A review of the EU’s digital literacy policies by auditors revealed this week that 75 million adults of working age do not have the skills needed to do 90 per cent of jobs, after schemes aimed at boosting tech savviness failed to have much impact.
The EU has little actual power over education but can spearhead initiatives of its choosing and fund them from the bloc’s trillion-euro budget. But few schemes materialised over the last few years: just 2 per cent from social funding was funnelled into digital education.
That is despite the European Commission, the EU’s executive branch, regularly touting the digital economy as a priority for job creation and its other sustainability goals.
“Our review shows that the EU has long recognised the importance of basic digital skills for all citizens but there is still a lot to be done. Now is the ideal time to shed light on this issue,” said Iliana Ivanova, the auditor in charge of the review.
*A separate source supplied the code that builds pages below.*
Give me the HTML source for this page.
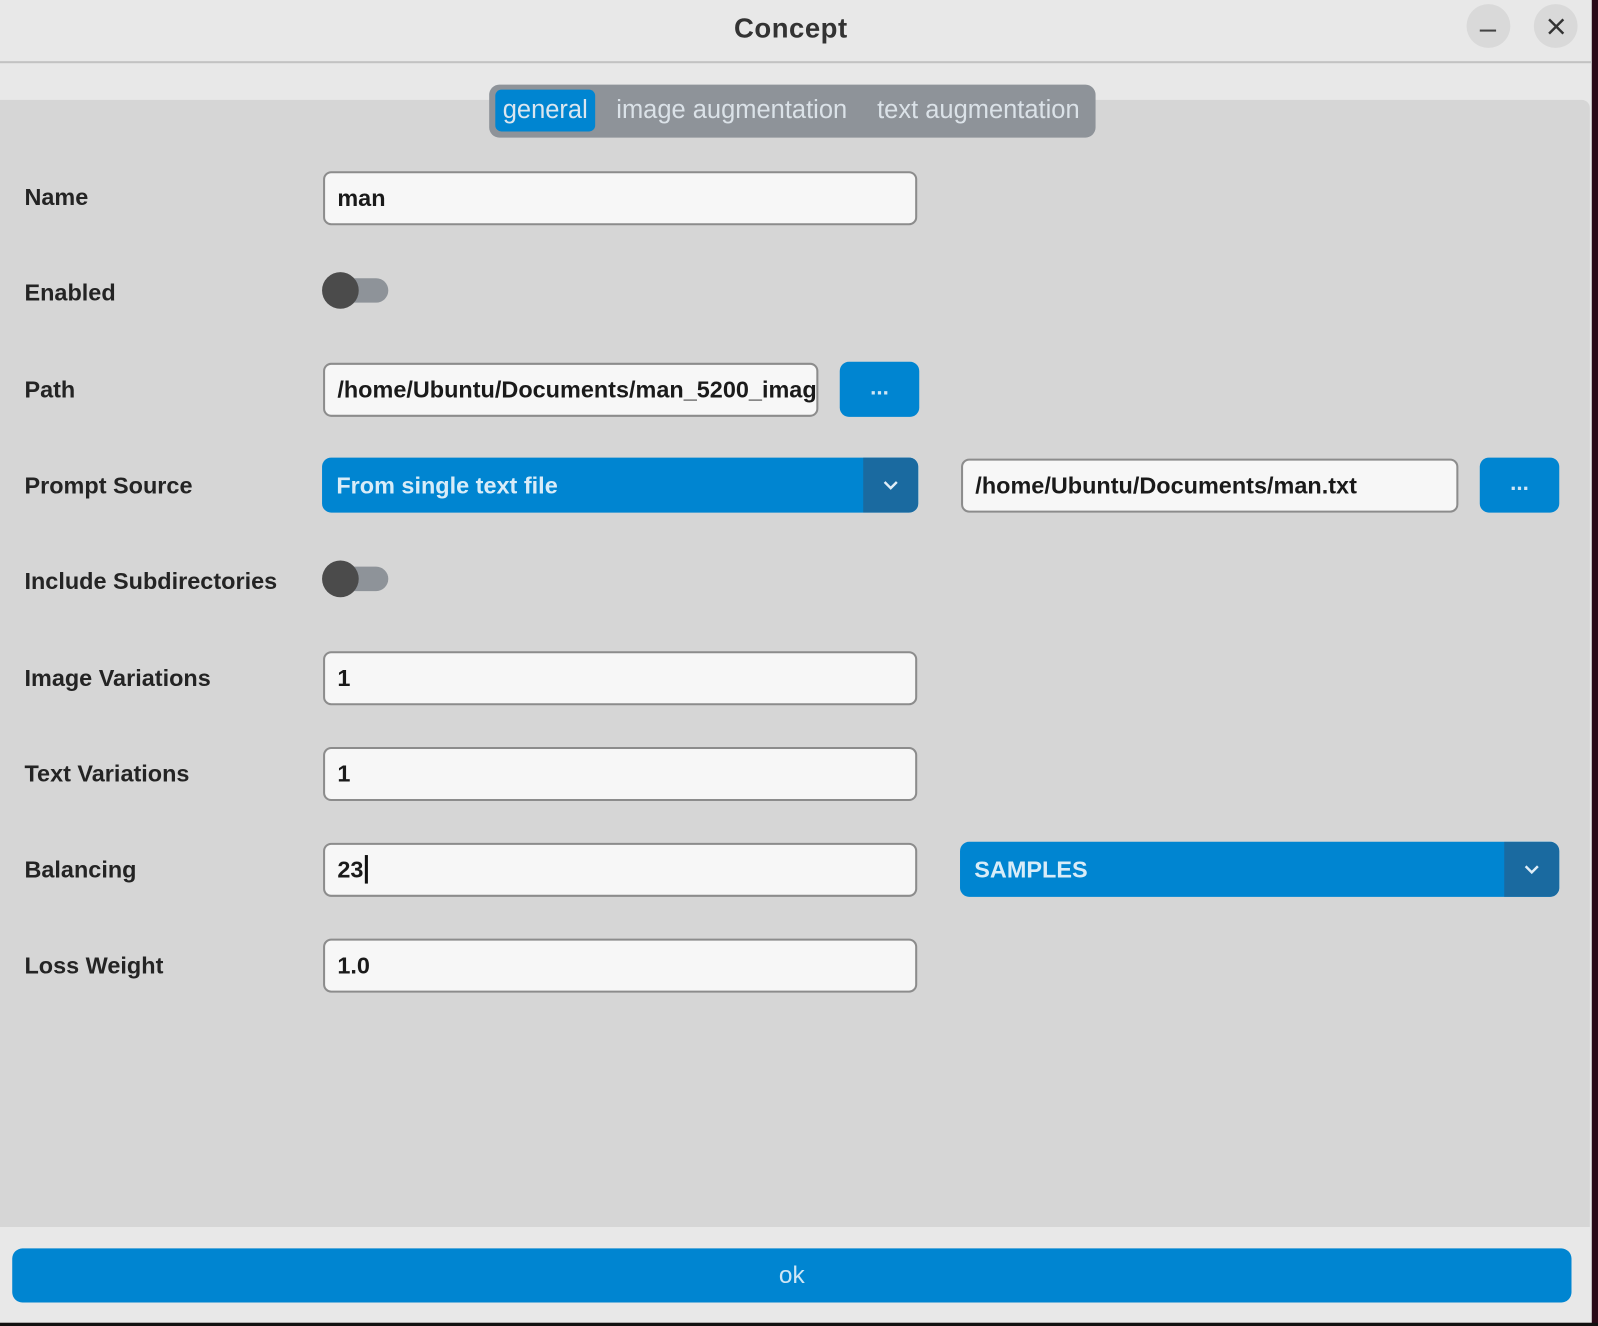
<!DOCTYPE html>
<html><head><meta charset="utf-8">
<style>
html,body{margin:0;padding:0;width:1598px;height:1326px;overflow:hidden;background:#1a0610;}
#w{position:absolute;left:0;top:0;width:1568px;height:1301px;transform:scale(1.01913);transform-origin:0 0;font-family:"Liberation Sans",sans-serif;}
.a{position:absolute;box-sizing:border-box;}
.lbl{position:absolute;left:24px;font-size:23px;font-weight:bold;color:#242424;letter-spacing:0px;line-height:28px;}
.inp{position:absolute;left:317px;width:583px;height:53px;box-sizing:border-box;background:#f7f7f7;border:2px solid #8c8c8c;border-radius:8px;font-size:23px;color:#1a1a1a;padding-left:12px;line-height:49px;letter-spacing:0px;white-space:nowrap;overflow:hidden;font-weight:bold;}
.btn{position:absolute;background:#0085d1;border-radius:9px;color:#cfe6f5;text-align:center;font-size:22px;font-weight:bold;box-sizing:border-box;}
.tog{position:absolute;left:316px;width:66px;height:36px;}
.tog .t{position:absolute;left:14px;top:6px;width:51px;height:24px;background:#8e9399;border-radius:12px;}
.tog .k{position:absolute;left:0;top:0;width:36px;height:36px;background:#4b4b4b;border-radius:50%;}
.dd{position:absolute;background:#0085d1;border-radius:9px;overflow:hidden;color:#d8ecf8;font-size:23px;font-weight:bold;letter-spacing:0px;}
.dd .ar{position:absolute;right:0;top:0;width:54px;height:100%;background:#1a6aa0;}
.tab{position:absolute;top:88px;height:41px;text-align:center;line-height:41px;font-size:25px;color:#dbe2e8;white-space:nowrap;}
</style></head><body>
<div id="w">
<div class="a" style="left:0;top:0;width:1562px;height:1298px;background:#e8e8e8;"></div>
<div class="a" style="left:1562px;top:0;width:6px;height:1301px;background:#2a0a18;"></div>
<div class="a" style="left:0;top:1298px;width:1568px;height:3px;background:#111;"></div>
<div class="a" style="left:0;top:60px;width:1562px;height:2px;background:#c2c2c2;"></div>
<div class="a" style="left:0;top:0;width:1552px;height:56px;text-align:center;font-size:27px;font-weight:bold;color:#333;line-height:56px;letter-spacing:0.5px;">Concept</div>
<div class="a" style="left:1439px;top:4px;width:43px;height:43px;border-radius:50%;background:#d9d9d9;"></div>
<div class="a" style="left:1452px;top:29px;width:16px;height:2px;background:#444;"></div>
<div class="a" style="left:1505px;top:4px;width:43px;height:43px;border-radius:50%;background:#d9d9d9;"></div>
<svg class="a" style="left:1517px;top:16px" width="20" height="20"><path d="M3 3L17 17M17 3L3 17" stroke="#333" stroke-width="2.4"/></svg>
<div class="a" style="left:0;top:98px;width:1560px;height:1106px;background:#d6d6d6;border-top-right-radius:8px;"></div>
<div class="a" style="left:480px;top:83px;width:595px;height:52px;background:#8e9399;border-radius:10px;"></div>
<div class="a" style="left:486px;top:88px;width:98px;height:41px;background:#0085d1;border-radius:6px;"></div>
<div class="tab" style="left:486px;width:98px;color:#dbe6ef;">general</div>
<div class="tab" style="left:592px;width:252px;">image augmentation</div>
<div class="tab" style="left:850px;width:220px;">text augmentation</div>

<div class="lbl" style="top:179px">Name</div>
<div class="inp" style="top:168px">man</div>
<div class="lbl" style="top:273px">Enabled</div>
<div class="tog" style="top:267px"><div class="t"></div><div class="k"></div></div>
<div class="lbl" style="top:368px">Path</div>
<div class="inp" style="top:356px;width:486px">/home/Ubuntu/Documents/man_5200_images</div>
<div class="btn" style="left:824px;top:355px;width:78px;height:54px;line-height:50px;">...</div>
<div class="lbl" style="top:462px">Prompt Source</div>
<div class="dd" style="left:316px;top:449px;width:585px;height:54px;"><div style="position:absolute;left:14px;top:0;line-height:54px;">From single text file</div><div class="ar"><svg style="position:absolute;left:19px;top:22px" width="16" height="10"><path d="M2 2L8 8L14 2" stroke="#e0eef8" stroke-width="2.4" fill="none"/></svg></div></div>
<div class="inp" style="left:943px;top:450px;width:488px">/home/Ubuntu/Documents/man.txt</div>
<div class="btn" style="left:1452px;top:449px;width:78px;height:54px;line-height:50px;">...</div>
<div class="lbl" style="top:556px">Include Subdirectories</div>
<div class="tog" style="top:550px"><div class="t"></div><div class="k"></div></div>
<div class="lbl" style="top:651px">Image Variations</div>
<div class="inp" style="top:639px">1</div>
<div class="lbl" style="top:745px">Text Variations</div>
<div class="inp" style="top:733px">1</div>
<div class="lbl" style="top:839px">Balancing</div>
<div class="inp" style="top:827px">23<span style="display:inline-block;width:3px;height:28px;background:#111;vertical-align:middle;margin-left:1px;margin-top:-4px"></span></div>
<div class="dd" style="left:942px;top:826px;width:588px;height:54px;"><div style="position:absolute;left:14px;top:0;line-height:54px;">SAMPLES</div><div class="ar"><svg style="position:absolute;left:19px;top:22px" width="16" height="10"><path d="M2 2L8 8L14 2" stroke="#e0eef8" stroke-width="2.4" fill="none"/></svg></div></div>
<div class="lbl" style="top:933px">Loss Weight</div>
<div class="inp" style="top:921px">1.0</div>

<div class="btn" style="left:12px;top:1225px;width:1530px;height:53px;line-height:53px;font-size:24px;font-weight:normal;border-radius:10px;">ok</div>
</div>
</body></html>
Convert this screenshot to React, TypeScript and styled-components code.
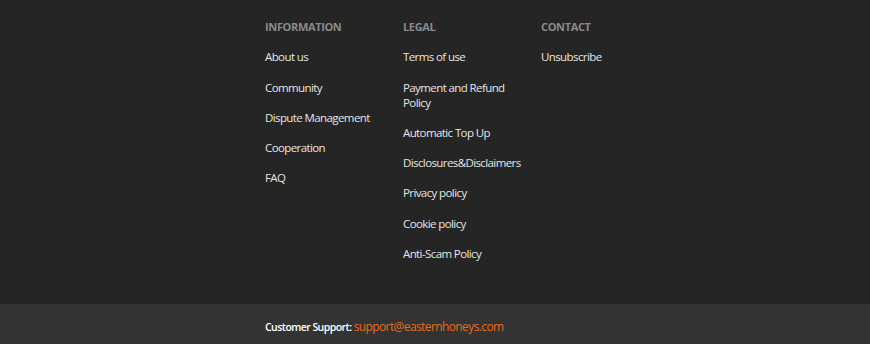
import styled, { createGlobalStyle } from "styled-components";

const GlobalStyle = createGlobalStyle`
	html, body {
		margin: 0;
		padding: 0;
		background: #252525;
		font-family: "Open Sans", "Liberation Sans", sans-serif;
	}
`;

const Footer = styled.footer`
	width: 100%;
	min-height: 344px;
	display: flex;
	flex-direction: column;
	background-color: #252525;
`;
const Columns = styled.div`
	display: grid;
	grid-template-columns: repeat(3, 138px);
	padding: 19px 0 43px 265px;
`;
const Column = styled.div`
	display: flex;
	flex-direction: column;
	gap: 15.3px;
`;
const Heading = styled.h4`
	margin: 0;
	font-size: 11px;
	line-height: 15px;
	font-weight: 700;
	color: #8a8a8a;
	letter-spacing: -0.35px;
	text-transform: uppercase;
`;
const LinkItem = styled.a`
	display: block;
	width: 118px;
	font-size: 11.5px;
	line-height: 15px;
	letter-spacing: -0.6px;
	color: #e6e6e6;
	text-decoration: none;
`;
const SupportBar = styled.div`
	flex: 1;
	background-color: #333333;
	padding: 14px 0 0 265px;
	font-size: 10.5px;
	line-height: 18px;
	letter-spacing: -0.55px;
	color: #ffffff;
	font-weight: 600;
`;
const Email = styled.a`
	font-size: 12px;
	font-weight: 400;
	letter-spacing: -0.6px;
	color: #e86a1c;
	text-decoration: none;
`;

const columns = [
	{
		title: "Information",
		links: ["About us", "Community", "Dispute Management", "Cooperation", "FAQ"],
	},
	{
		title: "Legal",
		links: [
			"Terms of use",
			"Payment and Refund Policy",
			"Automatic Top Up",
			"Disclosures&Disclaimers",
			"Privacy policy",
			"Cookie policy",
			"Anti-Scam Policy",
		],
	},
	{
		title: "Contact",
		links: ["Unsubscribe"],
	},
];

function App() {
	return (
		<>
			<GlobalStyle />
			<Footer>
				<Columns>
					{columns.map((col) => (
						<Column key={col.title}>
							<Heading>{col.title}</Heading>
							{col.links.map((l) => (
								<LinkItem key={l} href="#">
									{l}
								</LinkItem>
							))}
						</Column>
					))}
				</Columns>
				<SupportBar>
					Customer Support: <Email href="#">support@easternhoneys.com</Email>
				</SupportBar>
			</Footer>
		</>
	);
}

export default App;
She added that “the pandemic has further highlighted the importance of basic digital skills for citizens” and that employment statistics prove that people with a good grounding in tech literacy find it easier to find jobs.
Between 2016 and 2018, a number of projects across Europe offered educational support to nearly 11 million people. But most of those were primary and secondary school students, worsening a growing generational digital divide.
There is now a target to bump up tech literacy to at least 70 per cent of EU citizens by 2025. In 2019, estimates pointed to a 56 per cent rate.
Despite past failures, the stars are aligning because all of the EU’s top policies are now geared around a ‘green and digital’ transition. That ranges from cleaning up the economy to preserving jobs and boosting industry.
The Commission hopes to get the go-ahead in the coming weeks to borrow €750 billion on the capital markets to fuel a landmark pandemic recovery fund, which will be split between the bloc’s 27 members.
It is the first time that Brussels has borrowed large sums of money on behalf of national governments, who will now have to submit requests to the Commission to access a hefty wodge of loans and grants.
Capitals have been told that these plans should not be mere ‘shopping lists’ for big infrastructure projects or short-term objectives. To get the cash, they need to be sustainable and future-leaning.
Margrethe Vestager, the EU official in charge of digital policies, said that “We will bounce back [from the pandemic]. Not by rebuilding the world as we knew it before but rebuilding it better and stronger.”
That means that initiatives aimed at creating digital whizzkids and teaching old dogs new tech tricks will certainly be eligible for funding. As well as filling the gap between generations, it could be a chance for less savvy countries to play catch-up.